## What you need to do
Take every line from the listing below that includes "this" and copy it.

___ Materials provided ___

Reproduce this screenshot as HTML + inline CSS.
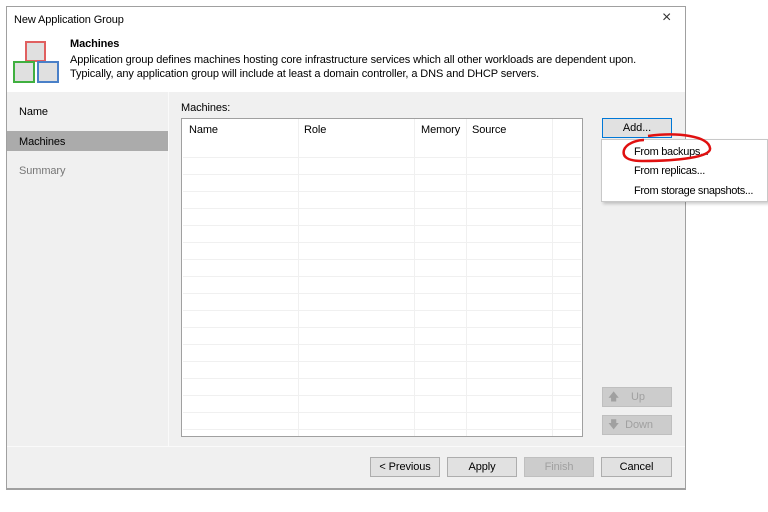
<!DOCTYPE html>
<html><head><meta charset="utf-8"><style>
*{margin:0;padding:0;box-sizing:border-box}
body{width:768px;height:512px;background:#fff;font-family:"Liberation Sans",Arial,sans-serif;font-size:11px;color:#000;position:relative;overflow:hidden;letter-spacing:-0.1px}
.a{position:absolute}
.btn{position:absolute;height:20px;background:#e1e1e1;border:1px solid #adadad;text-align:center;line-height:18px;font-size:11px}
.dis{color:#a0a0a0;background:#cccccc;border-color:#bfbfbf}
.row{position:absolute;left:1px;right:1px;height:1px;background:#f0f0f0}
</style></head><body>
<div class="a" style="left:6px;top:6px;width:680px;height:484px;border:1px solid #a0a0a0;border-bottom:2px solid #a0a0a0;background:#f0f0f0"></div>
<div class="a" style="left:7px;top:7px;width:678px;height:85px;background:#fff"></div>
<div class="a" style="left:14px;top:14px;font-size:11px">New Application Group</div>
<div class="a" style="left:662px;top:9px;font-size:16px;color:#333">×</div>
<div class="a" style="left:25px;top:41px;width:21px;height:21px;border:2px solid #e06060;background:#e0e0e0"></div>
<div class="a" style="left:13px;top:61px;width:22px;height:22px;border:2px solid #40b040;background:#e0e0e0"></div>
<div class="a" style="left:37px;top:61px;width:22px;height:22px;border:2px solid #4a80c8;background:#e0e0e0"></div>
<div class="a" style="left:70px;top:38px;font-weight:bold">Machines</div>
<div class="a" style="left:70px;top:53px;line-height:14px">Application group defines machines hosting core infrastructure services which all other workloads are dependent upon.<br>Typically, any application group will include at least a domain controller, a DNS and DHCP servers.</div>
<div class="a" style="left:168px;top:92px;width:1px;height:354px;background:#fafafa"></div>
<div class="a" style="left:7px;top:446px;width:678px;height:1px;background:#fafafa"></div>
<div class="a" style="left:19px;top:106px">Name</div>
<div class="a" style="left:7px;top:131px;width:161px;height:20px;background:#ababab"></div>
<div class="a" style="left:19px;top:136px">Machines</div>
<div class="a" style="left:19px;top:165px;color:#777">Summary</div>
<div class="a" style="left:181px;top:102px">Machines:</div>
<div class="a" style="left:181px;top:118px;width:402px;height:319px;background:#fff;border:1px solid #a0a0a0;overflow:hidden">
<div class="a" style="left:116px;top:0;width:1px;height:319px;background:#f0f0f0"></div>
<div class="a" style="left:232px;top:0;width:1px;height:319px;background:#f0f0f0"></div>
<div class="a" style="left:284px;top:0;width:1px;height:319px;background:#f0f0f0"></div>
<div class="a" style="left:370px;top:0;width:1px;height:319px;background:#f0f0f0"></div>
<div class="a" style="left:7px;top:5px">Name</div>
<div class="a" style="left:122px;top:5px">Role</div>
<div class="a" style="left:239px;top:5px">Memory</div>
<div class="a" style="left:290px;top:5px">Source</div>
<div class="row" style="top:38px"></div><div class="row" style="top:55px"></div><div class="row" style="top:72px"></div><div class="row" style="top:89px"></div><div class="row" style="top:106px"></div><div class="row" style="top:123px"></div><div class="row" style="top:140px"></div><div class="row" style="top:157px"></div><div class="row" style="top:174px"></div><div class="row" style="top:191px"></div><div class="row" style="top:208px"></div><div class="row" style="top:225px"></div><div class="row" style="top:242px"></div><div class="row" style="top:259px"></div><div class="row" style="top:276px"></div><div class="row" style="top:293px"></div><div class="row" style="top:310px"></div>
</div>
<div class="btn" style="left:602px;top:118px;width:70px;border-color:#0078d7">Add...</div>
<div class="a" style="left:601px;top:139px;width:167px;height:63px;background:#fff;border:1px solid #c8c8c8;box-shadow:2px 2px 3px rgba(0,0,0,.2)"></div>
<div class="a" style="left:634px;top:146px;letter-spacing:-0.3px">From backups...</div>
<div class="a" style="left:634px;top:165px;letter-spacing:-0.3px">From replicas...</div>
<div class="a" style="left:634px;top:185px;letter-spacing:-0.35px">From storage snapshots...</div>
<svg class="a" style="left:618px;top:132px" width="98" height="32"><path d="M30 4 C60 0 90 4 92 16 C94 25 60 29 24 29 C10 29 4 25 6 18 C8 12 18 8 26 8" fill="none" stroke="#e01010" stroke-width="2.5"/></svg>
<div class="btn dis" style="left:602px;top:387px;width:70px;text-align:left;padding-left:5px">🡅&nbsp;&nbsp;&nbsp;&nbsp;Up</div>
<div class="btn dis" style="left:602px;top:415px;width:70px;text-align:left;padding-left:5px">🡇&nbsp;&nbsp;Down</div>
<div class="btn" style="left:370px;top:457px;width:70px">&lt; Previous</div>
<div class="btn" style="left:447px;top:457px;width:70px">Apply</div>
<div class="btn dis" style="left:524px;top:457px;width:70px">Finish</div>
<div class="btn" style="left:601px;top:457px;width:71px">Cancel</div>
</body></html>
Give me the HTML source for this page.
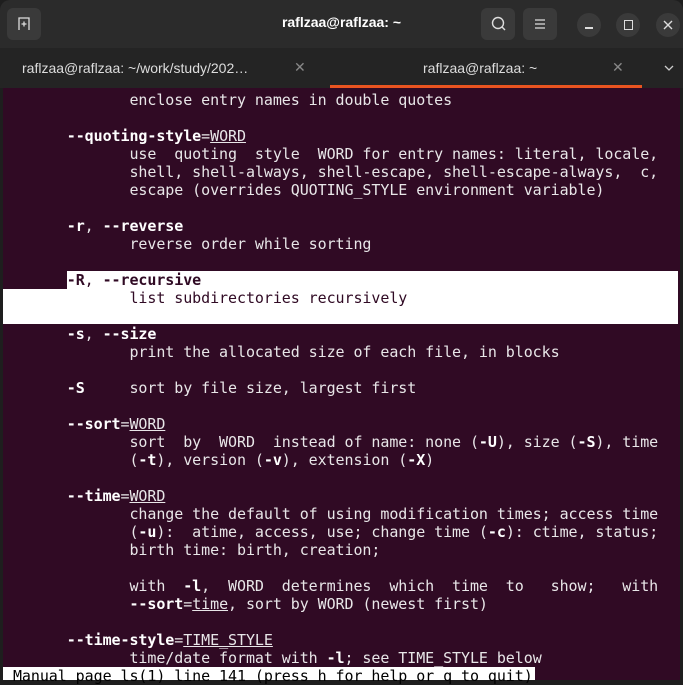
<!DOCTYPE html>
<html><head><meta charset="utf-8"><style>
*{margin:0;padding:0;box-sizing:border-box}
body{width:683px;height:680px;overflow:hidden;background:#1e1e1e;position:relative;font-family:"Liberation Sans",sans-serif}
.title{position:absolute;left:0;top:0;width:683px;height:48px;background:#2b2b2b;border-radius:10px 10px 0 0}
.tabs{position:absolute;left:0;top:48px;width:683px;height:40px;background:#242424}
.btn{position:absolute;top:8px;width:34px;height:32px;background:#3a3a3a;border-radius:6px}
.circ{position:absolute;top:13px;width:24px;height:24px;border-radius:50%;background:#3a3a3a}
.term{position:absolute;left:3px;top:88px;width:677px;height:592px;background:#300a24}
pre{position:absolute;left:4px;top:91px;font-family:"DejaVu Sans Mono","Liberation Mono",monospace;font-size:15px;line-height:18px;color:#e8e6e8;letter-spacing:-0.07px}
b{color:#fff}
u{text-decoration:underline}
.hl{position:absolute;background:#fff}
</style></head><body>
<div class="title"></div>
<div class="btn" style="left:7px"></div>
<svg style="position:absolute;left:15px;top:15px" width="18" height="18" viewBox="0 0 18 18"><path d="M4 15V3h10v12M6.5 9h5M9 6.5v5" stroke="#ddd" stroke-width="1.3" fill="none"/></svg>
<div style="position:absolute;left:0;width:683px;top:14px;text-align:center;color:#fff;font-weight:bold;font-size:14px">raflzaa@raflzaa: ~</div>
<div class="btn" style="left:481px"></div>
<svg style="position:absolute;left:489px;top:14px" width="20" height="20" viewBox="0 0 20 20"><circle cx="9" cy="9" r="5.5" stroke="#ddd" stroke-width="1.4" fill="none"/><path d="M13 13l3 3" stroke="#ddd" stroke-width="1.4"/></svg>
<div class="btn" style="left:523px"></div>
<svg style="position:absolute;left:531px;top:15px" width="18" height="18" viewBox="0 0 18 18"><path d="M4 5h10M4 9h10M4 13h10" stroke="#ddd" stroke-width="1.3"/></svg>
<div class="circ" style="left:577px"></div>
<div style="position:absolute;left:585px;top:27px;width:8px;height:1.5px;background:#ddd"></div>
<div class="circ" style="left:616px"></div>
<div style="position:absolute;left:624px;top:20px;width:9px;height:10px;border:1.4px solid #ddd"></div>
<div class="circ" style="left:656px"></div>
<svg style="position:absolute;left:662px;top:19px" width="12" height="12" viewBox="0 0 12 12"><path d="M2 2l8 8M10 2l-8 8" stroke="#ddd" stroke-width="1.4"/></svg>
<div class="tabs"></div>
<div style="position:absolute;left:22px;top:60px;color:#ddd;font-size:14px">raflzaa@raflzaa: ~/work/study/202…</div>
<div style="position:absolute;left:294px;top:59px;color:#888;font-size:14px">✕</div>
<div style="position:absolute;left:423px;top:60px;color:#ddd;font-size:14px">raflzaa@raflzaa: ~</div>
<div style="position:absolute;left:612px;top:59px;color:#888;font-size:14px">✕</div>
<svg style="position:absolute;left:663px;top:63px" width="12" height="10" viewBox="0 0 12 10"><path d="M2 3l4 4 4-4" stroke="#ccc" stroke-width="1.3" fill="none"/></svg>
<div style="position:absolute;left:330px;top:85px;width:312px;height:3px;background:#e95420"></div>
<div class="term"></div>
<div class="hl" style="left:67px;top:271px;width:611px;height:18px"></div>
<div class="hl" style="left:3px;top:289px;width:675px;height:35px"></div>
<div class="hl" style="left:3px;top:667px;width:532px;height:13px"></div>
<pre>              enclose entry names in double quotes

       <b>--quoting-style</b>=<u>WORD</u>
              use  quoting  style  WORD for entry names: literal, locale,
              shell, shell-always, shell-escape, shell-escape-always,  c,
              escape (overrides QUOTING_STYLE environment variable)

       <b>-r</b>, <b>--reverse</b>
              reverse order while sorting

       <b style="color:#300a24">-R</b><span style="color:#300a24">, </span><b style="color:#300a24">--recursive</b>
<span style="color:#300a24">              list subdirectories recursively</span>

       <b>-s</b>, <b>--size</b>
              print the allocated size of each file, in blocks

       <b>-S</b>     sort by file size, largest first

       <b>--sort</b>=<u>WORD</u>
              sort  by  WORD  instead of name: none (<b>-U</b>), size (<b>-S</b>), time
              (<b>-t</b>), version (<b>-v</b>), extension (<b>-X</b>)

       <b>--time</b>=<u>WORD</u>
              change the default of using modification times; access time
              (<b>-u</b>):  atime, access, use; change time (<b>-c</b>): ctime, status;
              birth time: birth, creation;

              with  <b>-l</b>,  WORD  determines  which  time  to   show;   with
              <b>--sort</b>=<u>time</u>, sort by WORD (newest first)

       <b>--time-style</b>=<u>TIME_STYLE</u>
              time/date format with <b>-l</b>; see TIME_STYLE below
<span style="color:#000"> Manual page ls(1) line 141 (press h for help or q to quit)</span></pre>
</body></html>
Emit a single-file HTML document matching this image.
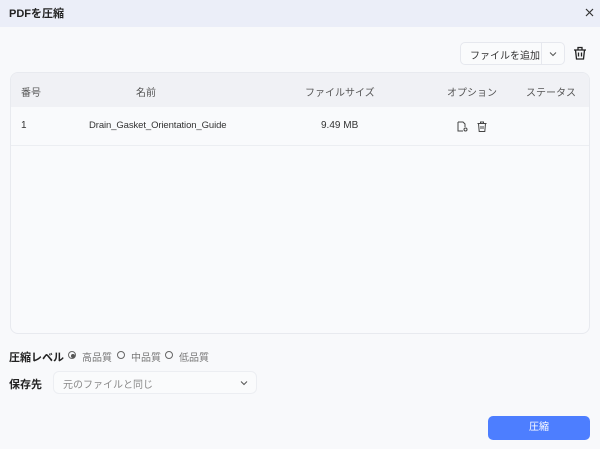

___

## Written answer
Reproduce this screenshot as HTML + inline CSS.
Give me the HTML source for this page.
Emit a single-file HTML document matching this image.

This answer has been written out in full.